Let E and F be two sets and $f: E \to F $ be a function, and $X, Y \subset F$.
Prove that $X \subset Y \implies f^{-1}(X) \subset f^{-1}(Y)$
My answer:
Let $y \in X$, then $f^{-1}(y) \in f^{-1}(X)$.
Since $X \subset Y$, then $y \in Y$.
If $y \in Y$, then $f^{-1}(y) \in f^{-1}(Y)$.
So, $f^{-1}(y) \in f^{-1}(X)$ and $f^{-1}(y) \in f^{-1}(Y)$, then $f^{-1}(X) \subset f^{-1}(Y)$.
Is this proof ok?
On
One thing that come to mind is that you have to think carefully about using $\in$ and $\subset$. Unless your function is bijective it is a very real possibility that $f^{-1}(y)$ is not an element, but a set.
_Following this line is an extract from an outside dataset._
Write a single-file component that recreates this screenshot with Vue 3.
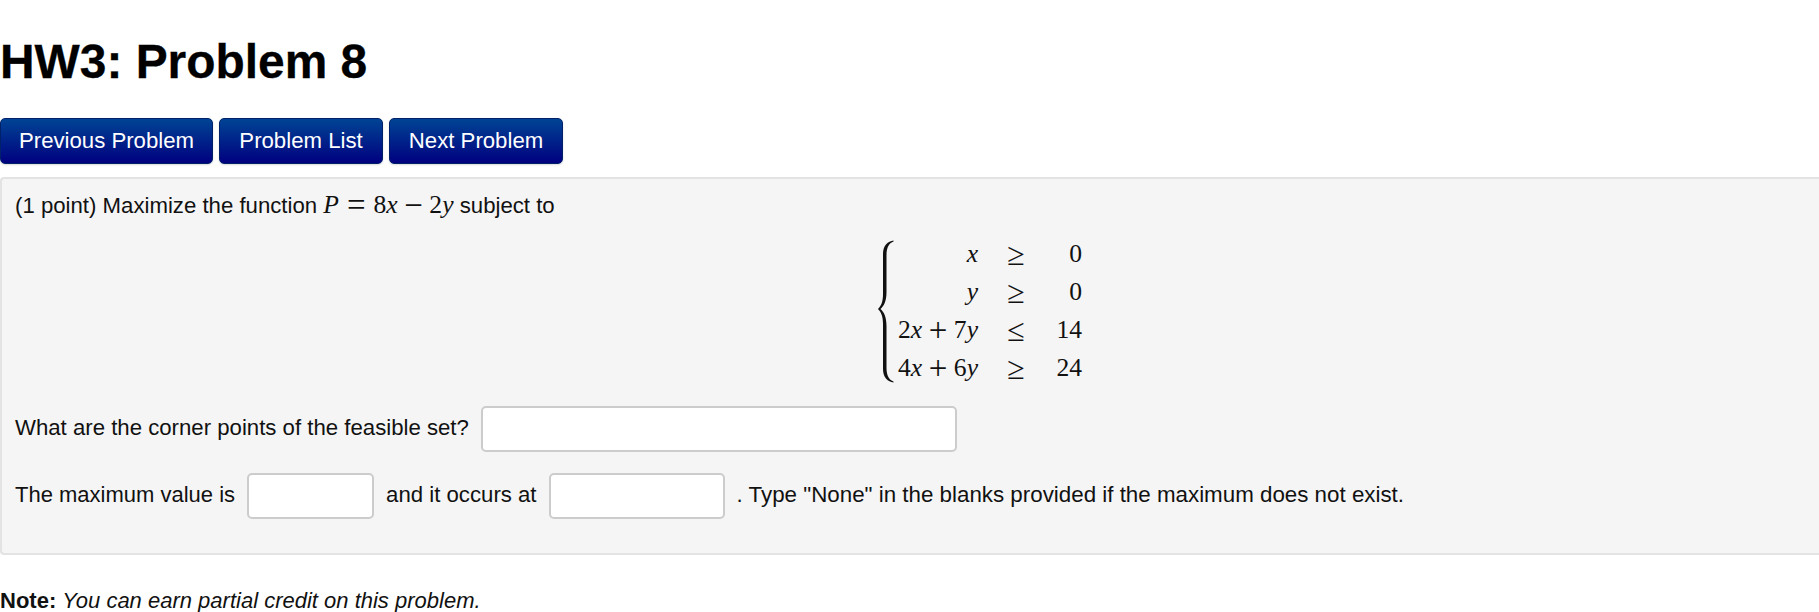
<script setup>
const rows = [
  { id: 1, a: null, v1: 'x', op: '≥', rhs: '0' },
  { id: 2, a: null, v1: 'y', op: '≥', rhs: '0' },
  { id: 3, a: '2', v1: 'x', b: '7', v2: 'y', op: '≤', rhs: '14' },
  { id: 4, a: '4', v1: 'x', b: '6', v2: 'y', op: '≥', rhs: '24' }
]
</script>

<template>
  <main class="page">
    <h1 class="title">HW3: Problem 8</h1>
    <nav class="buttons">
      <a class="btn btn-prev">Previous Problem</a>
      <a class="btn btn-list">Problem List</a>
      <a class="btn btn-next">Next Problem</a>
    </nav>
    <section class="panel">
      <p class="line first">
        (1 point) Maximize the function
        <span class="math"><i>P</i><span class="rel">=</span>8<i>x</i><span class="bin">−</span>2<i>y</i></span>
        subject to
      </p>
      <div class="display">
        <svg class="brace" width="16" height="143" viewBox="0 0 16 143">
          <path d="M15.5 0.5 C10 1.5 5 5 5 14 L5 54 C5 62 3 66 0 69 C3 72 5 76 5 84 L5 129 C5 138 10 141.5 15.5 142.5 L15.5 141.5 C11.5 140 8.5 136 8.5 128 L8.5 86 C8.5 77 6 72 2.5 69 C6 66 8.5 61 8.5 52 L8.5 15 C8.5 7 11.5 3 15.5 1.5 Z" fill="#111" />
        </svg>
        <div class="grid">
          <template v-for="r in rows" :key="r.id">
            <span class="lhs"><template v-if="r.a">{{ r.a }}</template><i>{{ r.v1 }}</i><template v-if="r.a"><span class="bin">+</span>{{ r.b }}<i>{{ r.v2 }}</i></template></span>
            <span class="op">{{ r.op }}</span>
            <span class="rhs">{{ r.rhs }}</span>
          </template>
        </div>
      </div>
      <div class="line q1">
        <span class="seg">What are the corner points of the feasible set?</span>
        <span class="input wide"></span>
      </div>
      <div class="line q2">
        <span class="seg seg-tight">The maximum value is</span>
        <span class="input small"></span>
        <span class="seg">and it occurs at</span>
        <span class="input mid"></span>
        <span class="seg seg-wide">. Type "None" in the blanks provided if the maximum does not exist.</span>
      </div>
    </section>
    <p class="note"><b>Note:</b> <i>You can earn partial credit on this problem.</i></p>
  </main>
</template>

<style>
html, body { margin: 0; background: #fff; overflow: hidden; }
</style>

<style scoped>
.page {
  width: 1819px;
  height: 612px;
  overflow: hidden;
  font-family: "Liberation Sans", Arial, sans-serif;
  font-size: 22.2px;
  color: #111;
}
.title {
  margin: 0;
  padding-top: 35px;
  font-size: 47.9px;
  line-height: 54px;
  font-weight: 700;
  color: #000;
  -webkit-text-stroke: 0.3px #000;
}
.buttons {
  display: flex;
  gap: 6px;
  margin-top: 29px;
}
.btn {
  display: block;
  height: 46px;
  box-sizing: border-box;
  line-height: 43px;
  text-align: center;
  color: #fff;
  border: 1px solid #00206a;
  border-radius: 5px;
  background: linear-gradient(#004494, #00007f);
  box-shadow: 0 1px 2px rgba(0, 0, 0, .15);
  font-size: 22.2px;
}
.btn-prev { width: 213px; }
.btn-list { width: 164px; }
.btn-next { width: 174px; }
.panel {
  margin-top: 13px;
  box-sizing: border-box;
  height: 378px;
  background: #f5f5f5;
  border: 2px solid #e3e3e3;
  border-right: 0;
  border-radius: 4px 0 0 4px;
  padding: 0 0 0 13px;
}
.line { margin: 0; }
.first { padding-top: 11px; line-height: 30px; }
.math { font-family: "Liberation Serif", serif; font-size: 25.6px; }
.bin, .rel {
  font-size: 33px;
  line-height: 0;
  vertical-align: -3px;
}
.bin { margin: 0 6.5px; }
.rel { margin: 0 8px; }
.display {
  display: flex;
  align-items: center;
  margin-top: 14px;
  margin-left: 863px;
}
.brace { flex: none; }
.grid {
  display: grid;
  grid-template-columns: 84px 76px 28px;
  grid-auto-rows: 38px;
  align-items: center;
  font-family: "Liberation Serif", serif;
  font-size: 25.6px;
  color: #111;
}
.lhs { text-align: right; white-space: pre; }
.op { text-align: center; font-size: 32px; line-height: 38px; }
.rhs { text-align: right; white-space: nowrap; }
.q1, .q2 { display: flex; align-items: center; }
.q1 { margin-top: 19px; gap: 12px; }
.q2 { margin-top: 21px; gap: 12px; }
.seg { margin-bottom: 2px; }
.seg-tight { font-size: 22px; }
.seg-wide { font-size: 22.35px; }
.input {
  display: block;
  height: 46px;
  box-sizing: border-box;
  background: #fff;
  border: 2px solid #ccc;
  border-radius: 5px;
}
.wide { width: 476px; }
.small { width: 127px; }
.mid { width: 176px; }
.note {
  margin: 37px 0 0;
  font-size: 22px;
  line-height: 18px;
  color: #111;
}
</style>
In this event the statement $f^{-1}(y) \in Y$ is not true.
On
A={x in E : f(x) is in X} = f inverse of a set X
B={x in E : f(x) is in Y} = f inverse of a set Y
if X is subset of Y: f(x) in X means f(x) in Y then A is subset of B
On
These are the standard definitions:
Let $X, Y$ be any sets whatsover.
$$ f^{-1}(X) = \{ e \in E \ \mid \ f(e) \in X \}$$ $$ f^{-1}(Y) = \{ e \in E \ \mid \ f(e) \in Y \}$$
Your requirement is to prove that the former is a subset of the latter, given $X \subseteq Y$. So we prove the implication
$$ a \in f^{-1}(X) \implies a \in f^{-1}(Y) $$
So to this end suppose $a \in f^{-1}(X)$. The qualification for this is that $ a \in E $ and $ f(a) \in X $. But since, $X \subseteq Y$ any element in $X$ is also an element of $Y$. Hence $ f(a) \in Y$.
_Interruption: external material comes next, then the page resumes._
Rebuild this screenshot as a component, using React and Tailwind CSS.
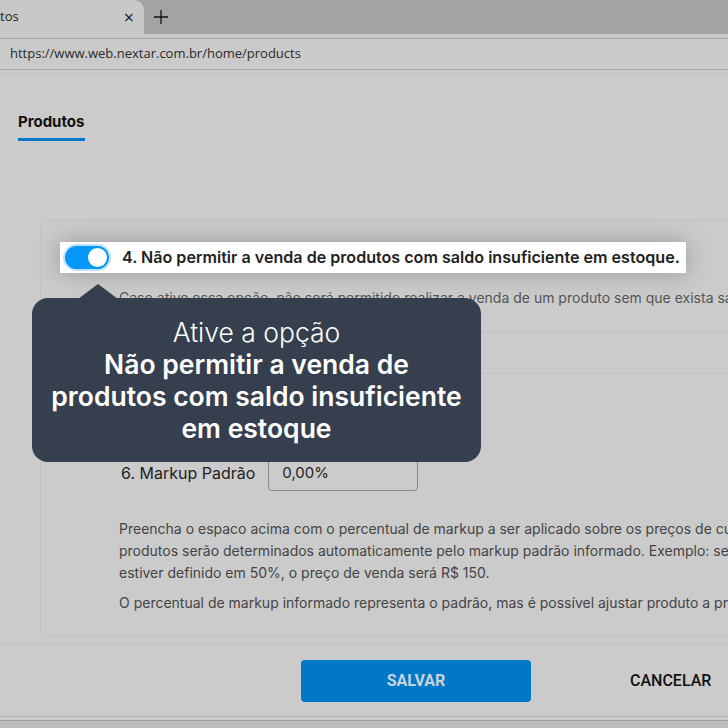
import React from 'react';

function Toggle() {
  return (
    <div className="w-[44px] h-[23px] rounded-full bg-[#0797f8] ring-2 ring-[#bfe2fd] flex items-center justify-end pr-[2px]">
      <div className="w-[19px] h-[19px] rounded-full bg-white" />
    </div>
  );
}

export default function App() {
  return (
    <div className="relative w-[728px] h-[728px] overflow-hidden bg-[#cbcbcb] flex flex-col font-['Inter',sans-serif]">
      {/* browser tabs */}
      <div className="h-[34px] bg-[#a3a3a3] flex items-stretch shrink-0">
        <div className="w-[144px] bg-[#c8c8c8] rounded-tr-[10px] flex items-center justify-between pr-[10px] font-['Open_Sans',sans-serif] text-[13px] text-[#222]">
          <span>tos</span>
          <span className="text-[18px] leading-none text-[#222]">×</span>
        </div>
        <div className="w-[34px] flex items-center justify-center">
          <svg width="16" height="16" viewBox="0 0 16 16" fill="none" stroke="#111" strokeWidth="1.3">
            <path d="M8 1v14M1 8h14" />
          </svg>
        </div>
      </div>
      <div className="h-[4px] bg-[#c8c8c8] shrink-0" />
      <div className="h-[32px] bg-[#cacaca] border-t border-b border-[#a6a6a6] flex items-center px-[10px] font-['Open_Sans',sans-serif] text-[13px] text-[#2a2a2a] shrink-0">
        https://www.web.nextar.com.br/home/products
      </div>
      <div className="h-[4px] border-b border-[#c0c0c0] shrink-0" />

      {/* page title tab */}
      <div className="pl-[18px] pt-[35px] shrink-0">
        <div className="inline-block border-b-[3px] border-[#0077c8] pb-[5px] pr-[1px] text-[15px] leading-[22px] font-bold text-[#111]">
          Produtos
        </div>
      </div>

      {/* settings panel */}
      <div className="ml-[40px] mt-[79px] w-[720px] h-[417px] border border-[#c2c2c2] rounded-[6px] shrink-0">
        <div className="pt-[21px] pl-[19px]">
          <div className="relative z-10 inline-flex items-center gap-[13px] bg-white pl-[5px] pr-[6px] h-[31px] shadow-[0_0_24px_rgba(0,0,0,0.25)]">
            <Toggle />
            <span className="text-[16.1px] font-semibold text-[#222] whitespace-nowrap">
              4. Não permitir a venda de produtos com saldo insuficiente em estoque.
            </span>
          </div>
        </div>
        <div className="pl-[78px] pt-[14px] text-[14px] text-[#555] whitespace-nowrap">
          Caso ative essa opção, não será permitido realizar a venda de um produto sem que exista saldo em estoque.
        </div>
        <div className="mt-[24px] border-t border-[#c2c2c2]" />
        <div className="h-[40px]" />
        <div className="border-t border-[#c2c2c2]" />

        <div className="pl-[80px] pt-[81px] flex items-center gap-[13px]">
          <span className="text-[16px] text-[#222]">6. Markup Padrão</span>
          <div className="w-[150px] h-[36px] border border-[#8a8a8a] rounded-[4px] flex items-center px-[13px] text-[15px] text-[#222]">
            0,00%
          </div>
        </div>
        <div className="pl-[78px] pt-[27px] text-[14px] leading-[22px] text-[#444] whitespace-nowrap">
          <p>Preencha o espaco acima com o percentual de markup a ser aplicado sobre os preços de custo dos seus</p>
          <p>produtos serão determinados automaticamente pelo markup padrão informado. Exemplo: se o custo for</p>
          <p>estiver definido em 50%, o preço de venda será R$ 150.</p>
          <p className="mt-[8px]">O percentual de markup informado representa o padrão, mas é possível ajustar produto a produto.</p>
        </div>
      </div>

      {/* footer */}
      <div className="mt-[6px] border-t border-[#c4c4c4] flex-1 flex flex-col">
        <div className="flex items-center pt-[16px] pl-[301px] gap-[99px] font-['Roboto',sans-serif]">
          <button className="w-[230px] h-[42px] rounded-[4px] bg-[#0078c8] text-[16px] font-bold text-[#c9d3dc]">
            SALVAR
          </button>
          <span className="text-[16px] font-medium text-[#111]">CANCELAR</span>
        </div>
        <div className="mt-[14px] h-[4px] border-t border-[#b0b0b0]" />
        <div className="flex-1 border-t border-[#9c9c9c] bg-[#bdbdbd]" />
      </div>

      {/* tooltip */}
      <div className="absolute left-[32px] top-[298px] w-[449px] h-[164px] z-20">
        <svg className="absolute left-[46px] top-[-14px]" width="40" height="15" viewBox="0 0 40 15">
          <path d="M0 15 L20 0 L40 15 Z" fill="#363f4e" />
        </svg>
        <div className="w-full h-full rounded-[16px] bg-[#363f4e] flex flex-col items-center justify-center text-white text-center text-[26.5px] leading-[32px]">
          <span className="font-light">Ative a opção</span>
          <span className="font-semibold">Não permitir a venda de</span>
          <span className="font-semibold">produtos com saldo insuficiente</span>
          <span className="font-semibold">em estoque</span>
        </div>
      </div>
    </div>
  );
}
So we can extract $ a \in E $ and $f(a) \in Y$ which puts $a \in f^{-1}(Y)$
$\mathscr{Q.E.D.}$
The proof looks pretty good! There are some things that I can say though.
For starters, we want to show the implication $x\in f^{-1}(X)\implies x\in f^{-1}(Y)$. Because of this, we don't really need to look for $y\in Y$. You made this claim, and then the corresponding claims about the preimages with a subtle implication to if $y\in f^{-1}(X)\cap f^{-1}(Y)$ then $f^{-1}(X)\subset f^{-1}(Y)$. But this actually doesn't follow. See if you can revamp it.
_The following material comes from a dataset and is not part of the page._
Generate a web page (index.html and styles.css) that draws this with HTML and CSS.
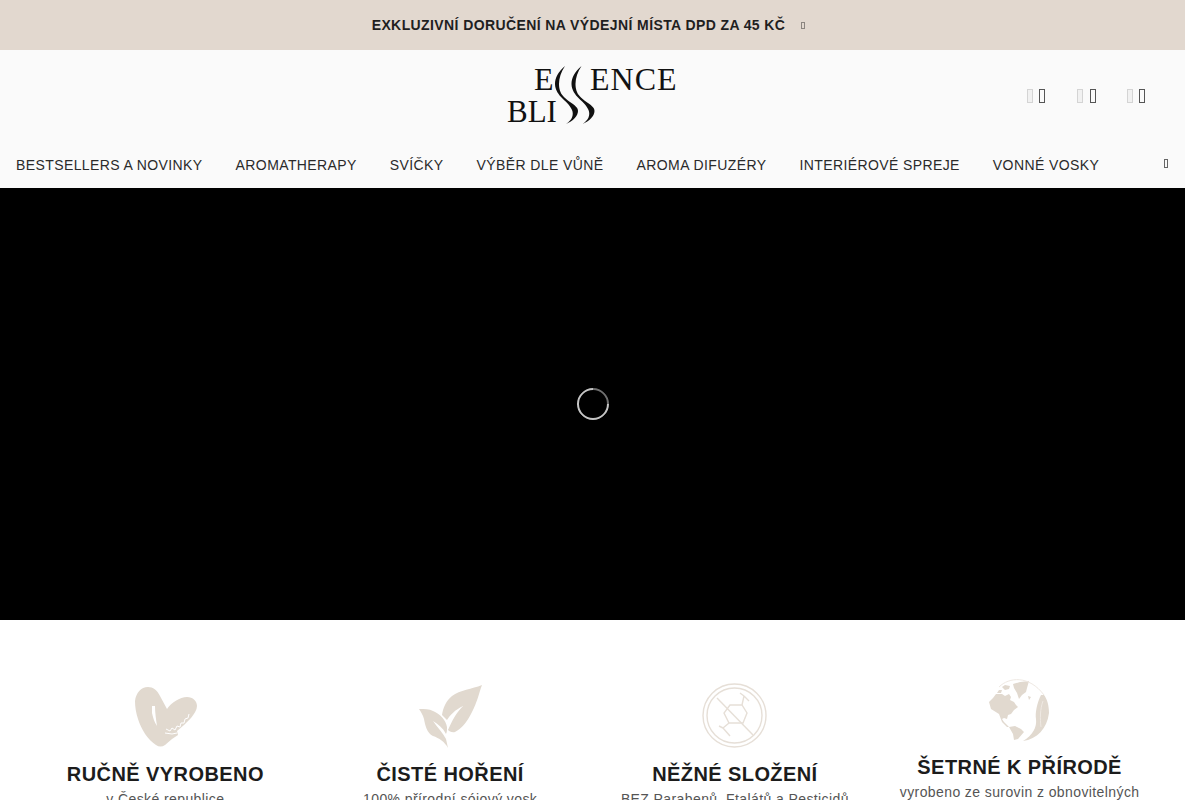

If you'd like, I've rewritten it below but, I would only look at this after trying again first.
Suppose $X\subset Y$ (both subsets of the codomain, $F$), and take an element $x\in f^{-1}(X)$. Then $f(x)\in X$ by the definition of preimage. Since $X\subset Y$, we have $f(x)\in Y$. Therefore, if $x\in f^{-1}(X)$ then $x\in f^{-1}(Y)$ showing $f^{-1}(X)\subseteq f^{-1}(Y)$.